(Excerpt from a dataset)
--
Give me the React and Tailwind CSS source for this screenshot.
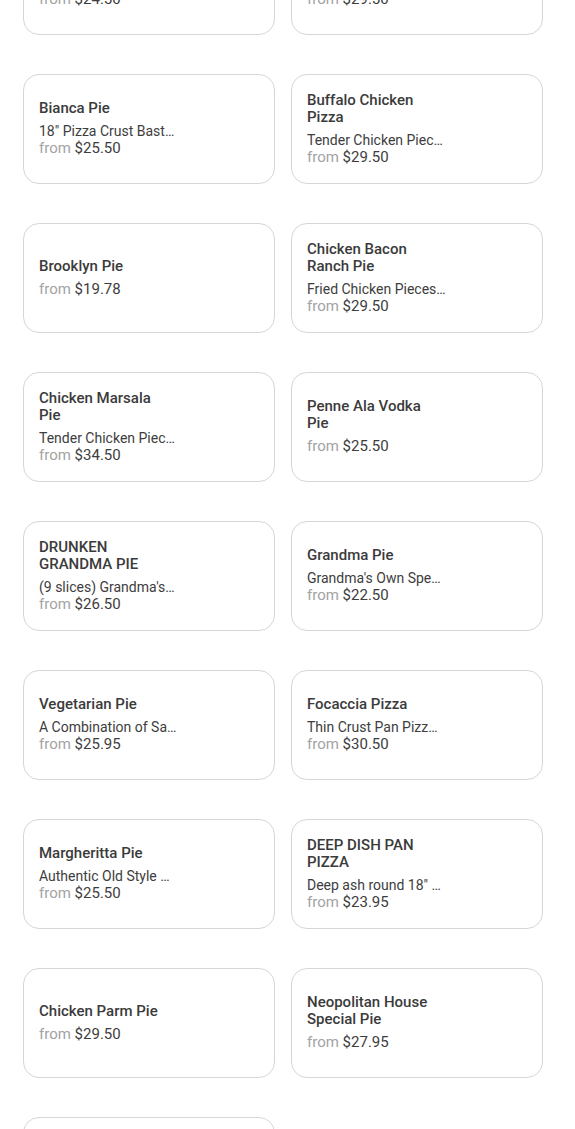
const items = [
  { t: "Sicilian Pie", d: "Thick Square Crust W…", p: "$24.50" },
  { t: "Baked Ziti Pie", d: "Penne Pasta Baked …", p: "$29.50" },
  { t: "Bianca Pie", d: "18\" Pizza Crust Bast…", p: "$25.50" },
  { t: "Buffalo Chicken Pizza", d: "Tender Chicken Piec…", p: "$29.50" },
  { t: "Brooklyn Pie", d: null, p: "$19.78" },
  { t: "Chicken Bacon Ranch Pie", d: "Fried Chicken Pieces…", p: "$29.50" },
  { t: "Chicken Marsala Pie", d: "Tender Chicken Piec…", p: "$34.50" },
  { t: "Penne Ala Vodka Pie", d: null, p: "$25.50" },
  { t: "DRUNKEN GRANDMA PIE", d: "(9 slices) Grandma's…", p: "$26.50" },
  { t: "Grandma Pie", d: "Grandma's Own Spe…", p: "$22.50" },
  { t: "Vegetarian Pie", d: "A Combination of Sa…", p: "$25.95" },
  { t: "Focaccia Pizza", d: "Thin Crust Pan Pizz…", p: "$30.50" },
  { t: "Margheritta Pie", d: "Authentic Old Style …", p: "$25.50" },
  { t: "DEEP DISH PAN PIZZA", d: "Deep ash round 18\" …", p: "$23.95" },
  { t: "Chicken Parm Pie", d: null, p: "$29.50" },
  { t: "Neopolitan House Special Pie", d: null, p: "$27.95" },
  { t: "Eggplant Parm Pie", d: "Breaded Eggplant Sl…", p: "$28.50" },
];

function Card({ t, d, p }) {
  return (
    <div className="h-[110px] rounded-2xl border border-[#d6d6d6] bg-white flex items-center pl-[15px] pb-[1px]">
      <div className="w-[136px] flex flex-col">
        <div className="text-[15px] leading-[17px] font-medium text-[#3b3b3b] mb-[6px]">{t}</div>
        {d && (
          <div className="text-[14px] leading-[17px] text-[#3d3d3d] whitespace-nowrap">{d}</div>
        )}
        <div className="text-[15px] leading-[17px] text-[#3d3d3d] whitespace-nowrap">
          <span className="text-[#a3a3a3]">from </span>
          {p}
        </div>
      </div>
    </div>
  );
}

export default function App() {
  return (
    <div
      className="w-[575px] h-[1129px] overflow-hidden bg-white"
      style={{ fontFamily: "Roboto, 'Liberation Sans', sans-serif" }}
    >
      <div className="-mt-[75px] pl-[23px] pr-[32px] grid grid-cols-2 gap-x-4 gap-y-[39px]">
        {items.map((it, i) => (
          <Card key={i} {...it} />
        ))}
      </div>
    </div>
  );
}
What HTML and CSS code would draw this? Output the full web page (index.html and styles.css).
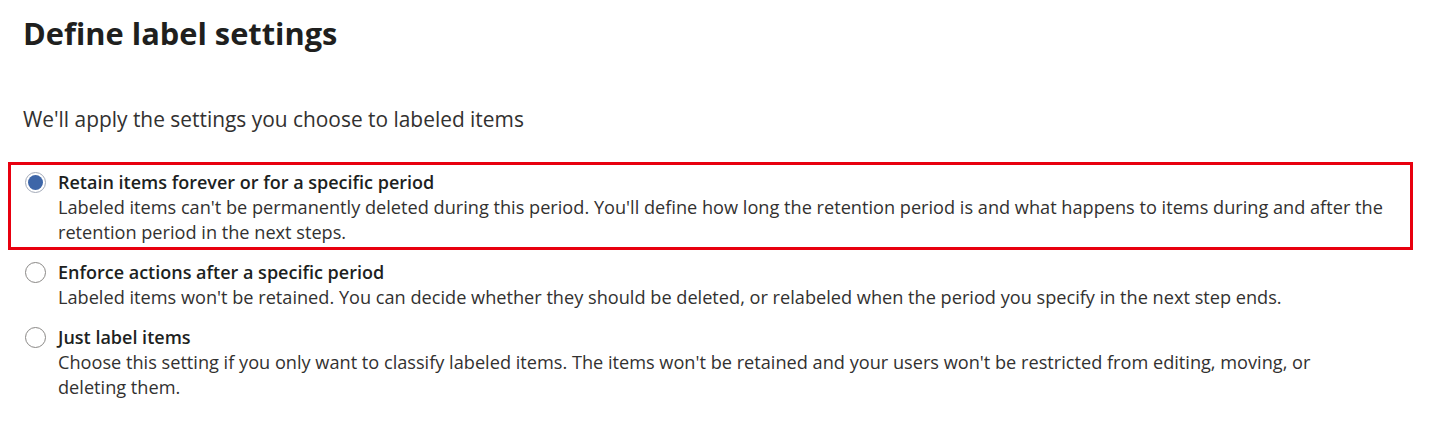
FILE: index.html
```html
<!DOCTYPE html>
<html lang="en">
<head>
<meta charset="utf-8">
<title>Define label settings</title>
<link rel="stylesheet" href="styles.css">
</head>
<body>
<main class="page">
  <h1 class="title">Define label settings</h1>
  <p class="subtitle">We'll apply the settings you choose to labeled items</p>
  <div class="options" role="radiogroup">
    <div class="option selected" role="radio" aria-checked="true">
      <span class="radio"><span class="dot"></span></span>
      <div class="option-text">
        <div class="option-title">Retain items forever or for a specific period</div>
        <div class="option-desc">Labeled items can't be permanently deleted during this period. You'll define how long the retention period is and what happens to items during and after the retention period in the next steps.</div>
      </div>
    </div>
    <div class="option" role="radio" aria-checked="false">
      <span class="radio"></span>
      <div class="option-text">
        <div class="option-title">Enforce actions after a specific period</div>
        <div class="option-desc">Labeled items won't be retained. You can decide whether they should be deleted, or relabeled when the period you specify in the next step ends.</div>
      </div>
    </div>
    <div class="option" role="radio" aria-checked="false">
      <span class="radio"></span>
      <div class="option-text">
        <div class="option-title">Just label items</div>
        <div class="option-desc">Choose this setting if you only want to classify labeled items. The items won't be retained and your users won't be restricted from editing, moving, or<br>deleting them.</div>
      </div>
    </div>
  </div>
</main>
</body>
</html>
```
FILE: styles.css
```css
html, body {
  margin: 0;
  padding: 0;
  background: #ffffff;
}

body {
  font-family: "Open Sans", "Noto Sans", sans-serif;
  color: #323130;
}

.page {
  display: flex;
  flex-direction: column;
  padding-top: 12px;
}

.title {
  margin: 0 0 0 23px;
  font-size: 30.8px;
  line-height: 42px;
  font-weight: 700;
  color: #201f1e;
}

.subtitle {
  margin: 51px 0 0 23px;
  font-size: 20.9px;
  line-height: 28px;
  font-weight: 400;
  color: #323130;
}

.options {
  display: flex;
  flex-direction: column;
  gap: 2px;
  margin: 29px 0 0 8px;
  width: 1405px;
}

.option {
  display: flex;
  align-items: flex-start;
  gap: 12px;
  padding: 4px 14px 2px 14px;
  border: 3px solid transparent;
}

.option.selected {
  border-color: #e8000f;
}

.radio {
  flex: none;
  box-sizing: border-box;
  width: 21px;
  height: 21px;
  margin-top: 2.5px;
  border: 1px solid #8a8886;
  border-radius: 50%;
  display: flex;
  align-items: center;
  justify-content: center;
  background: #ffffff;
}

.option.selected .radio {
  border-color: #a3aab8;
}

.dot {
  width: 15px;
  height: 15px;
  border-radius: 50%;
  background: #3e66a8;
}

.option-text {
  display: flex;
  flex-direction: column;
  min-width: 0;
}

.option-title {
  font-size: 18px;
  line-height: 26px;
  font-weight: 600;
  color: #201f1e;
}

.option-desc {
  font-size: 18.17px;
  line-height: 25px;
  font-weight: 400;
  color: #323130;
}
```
--
Work to complete: Set down the material exactly, every line of it, except for the pictures.

Finished exercise:
Give me the React and Tailwind CSS source for this screenshot.
const items = [
  { t: "Sicilian Pie", d: "Thick Square Crust W…", p: "$24.50" },
  { t: "Baked Ziti Pie", d: "Penne Pasta Baked …", p: "$29.50" },
  { t: "Bianca Pie", d: "18\" Pizza Crust Bast…", p: "$25.50" },
  { t: "Buffalo Chicken Pizza", d: "Tender Chicken Piec…", p: "$29.50" },
  { t: "Brooklyn Pie", d: null, p: "$19.78" },
  { t: "Chicken Bacon Ranch Pie", d: "Fried Chicken Pieces…", p: "$29.50" },
  { t: "Chicken Marsala Pie", d: "Tender Chicken Piec…", p: "$34.50" },
  { t: "Penne Ala Vodka Pie", d: null, p: "$25.50" },
  { t: "DRUNKEN GRANDMA PIE", d: "(9 slices) Grandma's…", p: "$26.50" },
  { t: "Grandma Pie", d: "Grandma's Own Spe…", p: "$22.50" },
  { t: "Vegetarian Pie", d: "A Combination of Sa…", p: "$25.95" },
  { t: "Focaccia Pizza", d: "Thin Crust Pan Pizz…", p: "$30.50" },
  { t: "Margheritta Pie", d: "Authentic Old Style …", p: "$25.50" },
  { t: "DEEP DISH PAN PIZZA", d: "Deep ash round 18\" …", p: "$23.95" },
  { t: "Chicken Parm Pie", d: null, p: "$29.50" },
  { t: "Neopolitan House Special Pie", d: null, p: "$27.95" },
  { t: "Eggplant Parm Pie", d: "Breaded Eggplant Sl…", p: "$28.50" },
];

function Card({ t, d, p }) {
  return (
    <div className="h-[110px] rounded-2xl border border-[#d6d6d6] bg-white flex items-center pl-[15px] pb-[1px]">
      <div className="w-[136px] flex flex-col">
        <div className="text-[15px] leading-[17px] font-medium text-[#3b3b3b] mb-[6px]">{t}</div>
        {d && (
          <div className="text-[14px] leading-[17px] text-[#3d3d3d] whitespace-nowrap">{d}</div>
        )}
        <div className="text-[15px] leading-[17px] text-[#3d3d3d] whitespace-nowrap">
          <span className="text-[#a3a3a3]">from </span>
          {p}
        </div>
      </div>
    </div>
  );
}

export default function App() {
  return (
    <div
      className="w-[575px] h-[1129px] overflow-hidden bg-white"
      style={{ fontFamily: "Roboto, 'Liberation Sans', sans-serif" }}
    >
      <div className="-mt-[75px] pl-[23px] pr-[32px] grid grid-cols-2 gap-x-4 gap-y-[39px]">
        {items.map((it, i) => (
          <Card key={i} {...it} />
        ))}
      </div>
    </div>
  );
}
What HTML and CSS code would draw this? Output the full web page (index.html and styles.css).
FILE: index.html
```html
<!DOCTYPE html>
<html lang="en">
<head>
<meta charset="utf-8">
<title>Define label settings</title>
<link rel="stylesheet" href="styles.css">
</head>
<body>
<main class="page">
  <h1 class="title">Define label settings</h1>
  <p class="subtitle">We'll apply the settings you choose to labeled items</p>
  <div class="options" role="radiogroup">
    <div class="option selected" role="radio" aria-checked="true">
      <span class="radio"><span class="dot"></span></span>
      <div class="option-text">
        <div class="option-title">Retain items forever or for a specific period</div>
        <div class="option-desc">Labeled items can't be permanently deleted during this period. You'll define how long the retention period is and what happens to items during and after the retention period in the next steps.</div>
      </div>
    </div>
    <div class="option" role="radio" aria-checked="false">
      <span class="radio"></span>
      <div class="option-text">
        <div class="option-title">Enforce actions after a specific period</div>
        <div class="option-desc">Labeled items won't be retained. You can decide whether they should be deleted, or relabeled when the period you specify in the next step ends.</div>
      </div>
    </div>
    <div class="option" role="radio" aria-checked="false">
      <span class="radio"></span>
      <div class="option-text">
        <div class="option-title">Just label items</div>
        <div class="option-desc">Choose this setting if you only want to classify labeled items. The items won't be retained and your users won't be restricted from editing, moving, or<br>deleting them.</div>
      </div>
    </div>
  </div>
</main>
</body>
</html>
```
FILE: styles.css
```css
html, body {
  margin: 0;
  padding: 0;
  background: #ffffff;
}

body {
  font-family: "Open Sans", "Noto Sans", sans-serif;
  color: #323130;
}

.page {
  display: flex;
  flex-direction: column;
  padding-top: 12px;
}

.title {
  margin: 0 0 0 23px;
  font-size: 30.8px;
  line-height: 42px;
  font-weight: 700;
  color: #201f1e;
}

.subtitle {
  margin: 51px 0 0 23px;
  font-size: 20.9px;
  line-height: 28px;
  font-weight: 400;
  color: #323130;
}

.options {
  display: flex;
  flex-direction: column;
  gap: 2px;
  margin: 29px 0 0 8px;
  width: 1405px;
}

.option {
  display: flex;
  align-items: flex-start;
  gap: 12px;
  padding: 4px 14px 2px 14px;
  border: 3px solid transparent;
}

.option.selected {
  border-color: #e8000f;
}

.radio {
  flex: none;
  box-sizing: border-box;
  width: 21px;
  height: 21px;
  margin-top: 2.5px;
  border: 1px solid #8a8886;
  border-radius: 50%;
  display: flex;
  align-items: center;
  justify-content: center;
  background: #ffffff;
}

.option.selected .radio {
  border-color: #a3aab8;
}

.dot {
  width: 15px;
  height: 15px;
  border-radius: 50%;
  background: #3e66a8;
}

.option-text {
  display: flex;
  flex-direction: column;
  min-width: 0;
}

.option-title {
  font-size: 18px;
  line-height: 26px;
  font-weight: 600;
  color: #201f1e;
}

.option-desc {
  font-size: 18.17px;
  line-height: 25px;
  font-weight: 400;
  color: #323130;
}
```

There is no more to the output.